Known issues and limitations

  • SPO Scanner might receive timeout error from SharePoint Online when scanning libraries with more than 5000 documents (#52865). This can be solved by increasing the timeout values depending on your situation.

    • There are 3 situations when the scanner can get a timeout exception:

      • The initialization phase: the java component waits for the C# component to retrieve all the objects that satisfy the conditions. This is solved by increasing the value for the initialization_timeout property which is present in the additionalConfig.properties file (...\lib\mc-sharepoint-online-scanner).

      • The communication between the Java component and the C# component: This is solved by increasing the value for the timeout property which is present in the serverConfig.properties file (...\lib\mc-sharepoint-online-scanner).

      • The communication between the C# component and Sharepoint: This is solved by increasing the value for the variable sharepointCommunicationTimeout which is present in the de.fme.mc.spo.scanner.winservice.exe.config file (...\lib\mc-sharepoint-online-scanner\CSOM_service)

Prerequisites

CSOM service

The migration-center SharePoint Online Scanner requires installing an additional component.

This additional component needs the .NET Framework 4.7.2 installed and it’s designed to run as a Windows service and must be installed on all machines where the a Job Server is installed.

To install this additional component, it is necessary to run an installation file, which is located within the SharePoint folder in the Jobserver instal: ...\lib\mc-sharepoint-online-scanner\CSOM_Service\install

To install the service run the install.bat file using administrative privileges. You need to start it manually after the install. Afterwards the service is configured to start automatically at system startup.

The CSOM service must be run with the same user as the Job Server service so that it has the same access to the export location.

When running the CSOM service with a domain account you might need to grant access to the account by running the following command: netsh http add urlacl url=http://+:57096/ user=<your user>

<your user> might be in the format domain\username or username@domain.com

To uninstall the service run the uninstall.bat file using administrative privileges.

Before uninstalling the Jobserver component, the CSOM service must be uninstalled as described here.

Port access

The app-only principal authentication used by the scanner calls the following HTTPS endpoints. Please ensure that the job server machine has access to those endpoints:

  • <tenant name>.sharepoint.com:443

  • accounts.accesscontrol.windows.net:443

Authentication

The scanner supports only app-principal authentication for connecting to SharePoint Online. The app-principal authentication comes in two flavors:

  • Azure AD app-only principal authentication Requires full control access for the migration-center application on your SharePoint Online tenant. This includes full control on ALL site collections of your tenant.

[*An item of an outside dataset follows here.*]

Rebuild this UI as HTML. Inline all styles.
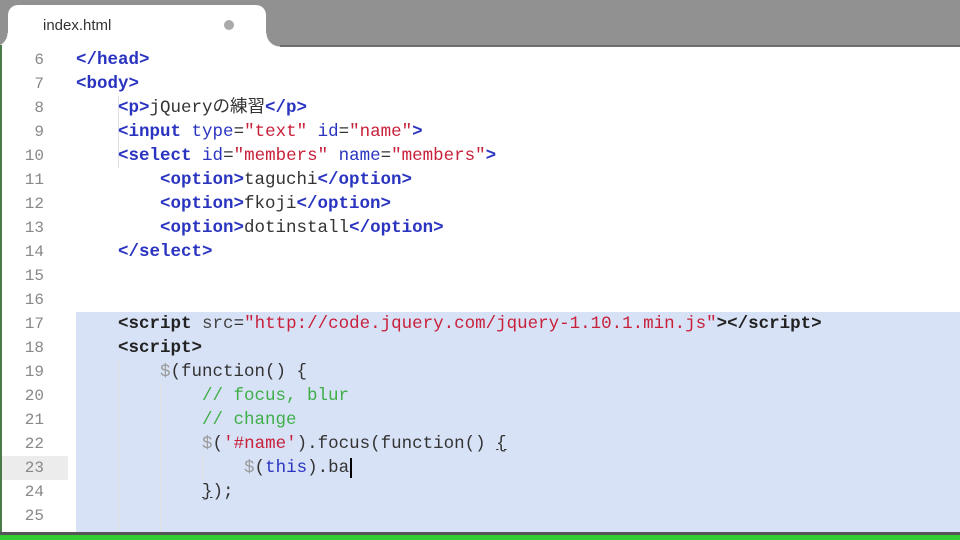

  • SharePoint app-only principal authentication Can be set to restrict the access of the migration-center application to certain site collections or sites.

Azure AD app-only

The migration-center SharePoint Online Scanner supports Azure AD app-only authentication. This is the authentication method for background processes accessing SharePoint Online recommended by Microsoft. When using SharePoint Online you can define applications in Azure AD and these applications can be granted permissions to your SharePoint Online tenant.

Please follow these steps in order to setup your migration-center application in your Azure AD.

The information in this chapter is based on the following Microsoft guidelines: https://docs.microsoft.com/en-us/sharepoint/dev/solution-guidance/security-apponly-azuread

Step 1: Create a self-signed certificate for your migration-center Azure AD application

In Azure AD when doing App-Only you typically use a certificate to request access: anyone having the certificate and its private key can use the app and the permissions granted to the app. The below steps walk you through the setup of this model.

You are now ready to configure the Azure AD Application for invoking SharePoint Online with an App-Only access token. To do that, you must create and configure a self-signed X.509 certificate, which will be used to authenticate your migration-center Application against Azure AD, while requesting the App-Only access token. First you must create the self-signed X.509 Certificate, which can be created using the makecert.exe tool that is available in the Windows SDK or through a provided PowerShell script which does not have a dependency to makecert. Using the PowerShell script is the preferred method and is explained in this chapter.

It's important that you run the below scripts with Administrator privileges.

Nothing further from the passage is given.